In their book Experiment with Dreams (1996), Leif Elggren and Thomas Liljenberg have gathered over 200 letters written to the most powerful and famous persons and institutions all over the world that they have dreamt about. In the letters, they accuse them of stealing ideas from the artists’ unconscious and therefore ask for monetary compensation.




Robert Steijn body double/animal speech (install view) 2014. Drawing on paper A3, audio file, magnifying glass. Courtesy the artist. Photo: insitu

Robert Steijn


Throughout his practice, Robert Steijn generates collaborations and exchanges with various communities to celebrate ritual. For extrasensory bonds, the choreographer and dancer presents a handwritten drawing titled body double/animal speech  (2014), whose reading is meant for a self-hypnosis session. Invited to sit down in a dedicated quiet room, the audience follows the meandering tiny writing with the help of a magnifying glass and audio of the artist himself reading those lines. The experience invokes meditation and introspection.

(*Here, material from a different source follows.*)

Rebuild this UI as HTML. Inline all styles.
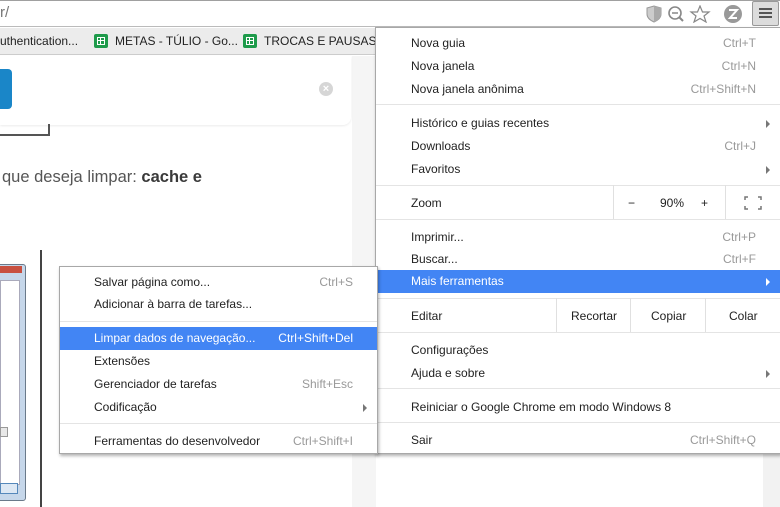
<!DOCTYPE html>
<html><head><meta charset="utf-8"><style>
*{margin:0;padding:0;box-sizing:border-box}
body{width:780px;height:507px;overflow:hidden;position:relative;background:#fff;font-family:"Liberation Sans",sans-serif;font-size:12px;color:#222}
.a{position:absolute}
.menu{position:absolute;background:#fff;border:1px solid #a8a8a8;box-shadow:1px 2px 3px rgba(0,0,0,.3)}
.it{position:absolute;left:0;right:0;height:23px;line-height:23px}
.it .t{position:absolute}
.it .s{position:absolute;color:#999;text-align:right}
.sep{position:absolute;left:0;right:0;height:1px;background:#e4e4e4}
.hl{background:#4285f4;color:#fff}
.arr{position:absolute;width:0;height:0;border-left:4px solid #777;border-top:4px solid transparent;border-bottom:4px solid transparent}
.vl{position:absolute;width:1px;background:#e0e0e0}
.bk{position:absolute;top:34px;width:14px;height:14px;background:#1e9b4b;border-radius:2px}
.bk i{position:absolute;left:3px;top:3px;width:8px;height:8px;border:1px solid #fff;background:linear-gradient(#fff,#fff) 0 2px/8px 1px no-repeat,linear-gradient(#fff,#fff) 2px 0/1px 8px no-repeat}
</style></head><body>
<div class="a" style="left:0;top:0;width:780px;height:1px;background:#a0a0a0"></div>
<div class="a" style="left:0;top:1px;width:720px;height:26px;background:#fff;border-bottom:1px solid #bbb"></div>
<div class="a" style="left:0;top:4px;font-size:15px;color:#777">r/</div>
<svg class="a" style="left:645px;top:5px" width="70" height="18" viewBox="0 0 70 18">
<path d="M2 3 L9 1 L16 3 L16 9 Q16 14 9 17 Q2 14 2 9 Z" fill="#ccc" stroke="#999"/>
<path d="M9 1 L9 17 Q16 14 16 9 L16 3 Z" fill="#aaa"/>
<circle cx="30" cy="8" r="6" fill="none" stroke="#888" stroke-width="1.6"/><line x1="27" y1="8" x2="33" y2="8" stroke="#888" stroke-width="1.5"/><line x1="34" y1="12" x2="38" y2="16" stroke="#888" stroke-width="2"/>
<path d="M55 1 L57.5 7 L64 7 L59 11 L61 17 L55 13.5 L49 17 L51 11 L46 7 L52.5 7 Z" fill="none" stroke="#888" stroke-width="1.2"/>
</svg>
<svg class="a" style="left:723px;top:4px" width="20" height="20"><circle cx="10" cy="10" r="9" fill="#999"/><path d="M6 6 H14 L7 14 H14" stroke="#fff" stroke-width="2" fill="none"/></svg>
<div class="a" style="left:752px;top:1px;width:27px;height:25px;background:#dcdcdc;border:1px solid #999;border-radius:2px"></div>
<div class="a" style="left:759px;top:8px;width:13px;height:2px;background:#555;box-shadow:0 4px 0 #555,0 8px 0 #555"></div>
<div class="a" style="left:0;top:28px;width:376px;height:27px;background:#ececec;border-bottom:1px solid #ccc"></div>
<div class="a" style="left:0;top:34px;font-size:12px;color:#222">uthentication...</div>
<div class="bk" style="left:94px"><i></i></div>
<div class="a" style="left:115px;top:34px;font-size:12px">METAS - TÚLIO - Go...</div>
<div class="bk" style="left:243px"><i></i></div>
<div class="a" style="left:264px;top:34px;font-size:12px">TROCAS E PAUSAS -.</div>
<div class="a" style="left:352px;top:56px;width:24px;height:451px;background:#f5f5f5"></div>
<div class="a" style="left:0;top:56px;width:351px;height:69px;background:#fff;border-radius:0 0 8px 0;box-shadow:0 1px 2px rgba(0,0,0,.08)"></div>
<div class="a" style="left:-6px;top:69px;width:18px;height:40px;background:#1a86c8;border-radius:4px"></div>
<div class="a" style="left:0;top:124px;width:50px;height:12px;border-right:2px solid #555;border-bottom:2px solid #555"></div>
<div class="a" style="left:319px;top:82px;width:14px;height:14px;border-radius:50%;background:#d6d6d6;color:#fff;font-size:11px;line-height:14px;text-align:center;font-weight:bold">×</div>
<div class="a" style="left:2px;top:168px;font-size:16.5px;color:#555">que deseja limpar: <b style="color:#3a3a3a">cache e</b></div>
<div class="a" style="left:40px;top:250px;width:2px;height:257px;background:#444"></div>
<div class="a" style="left:-4px;top:264px;width:30px;height:237px;background:#c6d7ea;border:1px solid #6a7a8a;border-radius:3px"></div>
<div class="a" style="left:0;top:266px;width:22px;height:7px;background:#c85040"></div>
<div class="a" style="left:0;top:280px;width:20px;height:205px;background:#fff;border:1px solid #aab"></div>
<div class="a" style="left:0;top:427px;width:8px;height:10px;background:#e8e8e8;border:1px solid #999"></div>
<div class="a" style="left:0;top:483px;width:18px;height:11px;background:#dde8f4;border:1px solid #5588bb"></div>
<div class="a" style="left:763px;top:453px;width:17px;height:54px;background:#f2f2f2"></div>

<div class="menu" style="left:375px;top:27px;width:406px;height:427px">
<div class="it" style="top:4px"><span class="t" style="left:35px">Nova guia</span><span class="s" style="right:24px">Ctrl+T</span></div>
<div class="it" style="top:27px"><span class="t" style="left:35px">Nova janela</span><span class="s" style="right:24px">Ctrl+N</span></div>
<div class="it" style="top:50px"><span class="t" style="left:35px">Nova janela anônima</span><span class="s" style="right:24px">Ctrl+Shift+N</span></div>
<div class="sep" style="top:76px"></div>
<div class="it" style="top:84px"><span class="t" style="left:35px">Histórico e guias recentes</span><i class="arr" style="right:10px;top:8px"></i></div>
<div class="it" style="top:107px"><span class="t" style="left:35px">Downloads</span><span class="s" style="right:24px">Ctrl+J</span></div>
<div class="it" style="top:130px"><span class="t" style="left:35px">Favoritos</span><i class="arr" style="right:10px;top:8px"></i></div>
<div class="sep" style="top:157px"></div>
<div class="it" style="top:164px"><span class="t" style="left:35px">Zoom</span><span class="t" style="left:252px">−</span><span class="t" style="left:284px">90%</span><span class="t" style="left:325px">+</span></div>
<svg class="a" style="left:368px;top:168px" width="18" height="14"><path d="M1 4V1H4M14 1H17V4M1 10V13H4M14 13H17V10" stroke="#777" fill="none" stroke-width="1.5"/></svg>
<div class="vl" style="left:237px;top:157px;height:35px"></div>
<div class="vl" style="left:349px;top:157px;height:35px"></div>
<div class="sep" style="top:191px"></div>
<div class="it" style="top:198px"><span class="t" style="left:35px">Imprimir...</span><span class="s" style="right:24px">Ctrl+P</span></div>
<div class="it" style="top:220px"><span class="t" style="left:35px">Buscar...</span><span class="s" style="right:24px">Ctrl+F</span></div>
<div class="it hl" style="top:242px"><span class="t" style="left:35px">Mais ferramentas</span><i class="arr" style="right:10px;top:8px;border-left-color:#fff"></i></div>
<div class="sep" style="top:270px"></div>
<div class="it" style="top:277px"><span class="t" style="left:35px">Editar</span><span class="t" style="left:195px">Recortar</span><span class="t" style="left:275px">Copiar</span><span class="t" style="left:353px">Colar</span></div>
<div class="vl" style="left:180px;top:270px;height:35px"></div>
<div class="vl" style="left:254px;top:270px;height:35px"></div>
<div class="vl" style="left:329px;top:270px;height:35px"></div>
<div class="sep" style="top:304px"></div>
<div class="it" style="top:311px"><span class="t" style="left:35px">Configurações</span></div>
<div class="it" style="top:334px"><span class="t" style="left:35px">Ajuda e sobre</span><i class="arr" style="right:10px;top:8px"></i></div>
<div class="sep" style="top:360px"></div>
<div class="it" style="top:368px"><span class="t" style="left:35px">Reiniciar o Google Chrome em modo Windows 8</span></div>
<div class="sep" style="top:394px"></div>
<div class="it" style="top:401px"><span class="t" style="left:35px">Sair</span><span class="s" style="right:24px">Ctrl+Shift+Q</span></div>
</div>

<div class="menu" style="left:59px;top:266px;width:319px;height:188px">
<div class="it" style="top:4px"><span class="t" style="left:34px">Salvar página como...</span><span class="s" style="right:24px">Ctrl+S</span></div>
<div class="it" style="top:26px"><span class="t" style="left:34px">Adicionar à barra de tarefas...</span></div>
<div class="sep" style="top:54px"></div>
<div class="it hl" style="top:60px"><span class="t" style="left:34px">Limpar dados de navegação...</span><span class="s" style="right:24px;color:#fff">Ctrl+Shift+Del</span></div>
<div class="it" style="top:83px"><span class="t" style="left:34px">Extensões</span></div>
<div class="it" style="top:106px"><span class="t" style="left:34px">Gerenciador de tarefas</span><span class="s" style="right:24px">Shift+Esc</span></div>
<div class="it" style="top:129px"><span class="t" style="left:34px">Codificação</span><i class="arr" style="right:10px;top:8px"></i></div>
<div class="sep" style="top:156px"></div>
<div class="it" style="top:163px"><span class="t" style="left:34px">Ferramentas do desenvolvedor</span><span class="s" style="right:24px">Ctrl+Shift+I</span></div>
</div>
</body></html>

nova Milne Videodromes For The Alone: Love Cats 1991/2007. Video, duration 2’17’’. Courtesy the artists

nova Milne


In Videodromes For The Alone: Love Cats  (1991/2007) by the husband and wife duo nova Milne, we see the artist, Stephanie in her youth in 1991, performing a choreographed dance routine to The Cure’s Love Cats. She is joined alongside 2007’s Richard, her future lover and collaborator, seemingly as if they have been embedded in each other’s lives all along.



Kimmo Modig On reading (install view) 2014. Letter to visitors on A4 paper. Courtesy the artist. Photo: insitu

Kimmo Modig Reading with You (performance view) 2014. Photo: insitu

Kimmo Modig


In the very personal letter On reading  (2014) Kimmo Modig tells us about his practice of card reading and how this might be related to art. Modig writes that card reading can put us in unexpected situations and that it makes him and his opposite maybe even feel or say something real. “Making art is the same as fortune-telling. It’s me wanting us to believe. Or you wanting me to be right.” On the 28th of June 2014, Modig performed Reading with you via skype at insitu a fortune-telling session for visitors.


Lea Porsager Schizometrical Objectification (install view) 2012-2013. Video, duration 4’44’’ and schizometrical objects, dimensions variable. Courtesy the artist. Photo: insitu

Lea Porsager


Known for referencing a broad range of occult theories, sciences and pseudo-sciences of the body and mind, Lea Porsager investigates  multiple ideas of the power of things in her work Schizometrical Objectification (2012-2013). For this piece, Porsager offers with “serious irony” prototypes to stir up zest on a cellular level and invites the audience to begin self-healing processes. With one hand on the metal plate and the other holding the absurd objects to the affected body part, the healing is initiated.




The Telepathy Project Dreaming the Collection (install view) 2012. Video, duration 32’29’’, and colour prints A4. Commissioned by The National Gallery of Victoria, Australia. Courtesy the artists. Photo: insitu

The Telepathy Project


Dreaming the Collection (2012)  by The Telepathy Project (artist duo of Veronica Kent and Sean Peoples) draws from the ideas of Democritus, an ancient Greek philosopher who hypothesised that images emanated from material objects which could enter the pores of the sleeping person and directly influence their dreams. The artists slept on reproductions of paintings of sleeping figures to divine what the sleepers were in turn dreaming about. Guest performers then recreated these dreams through scripts and songs. For the installation, visitors are welcome to take away copies of the paintings to discover the figures’ dreams for themselves.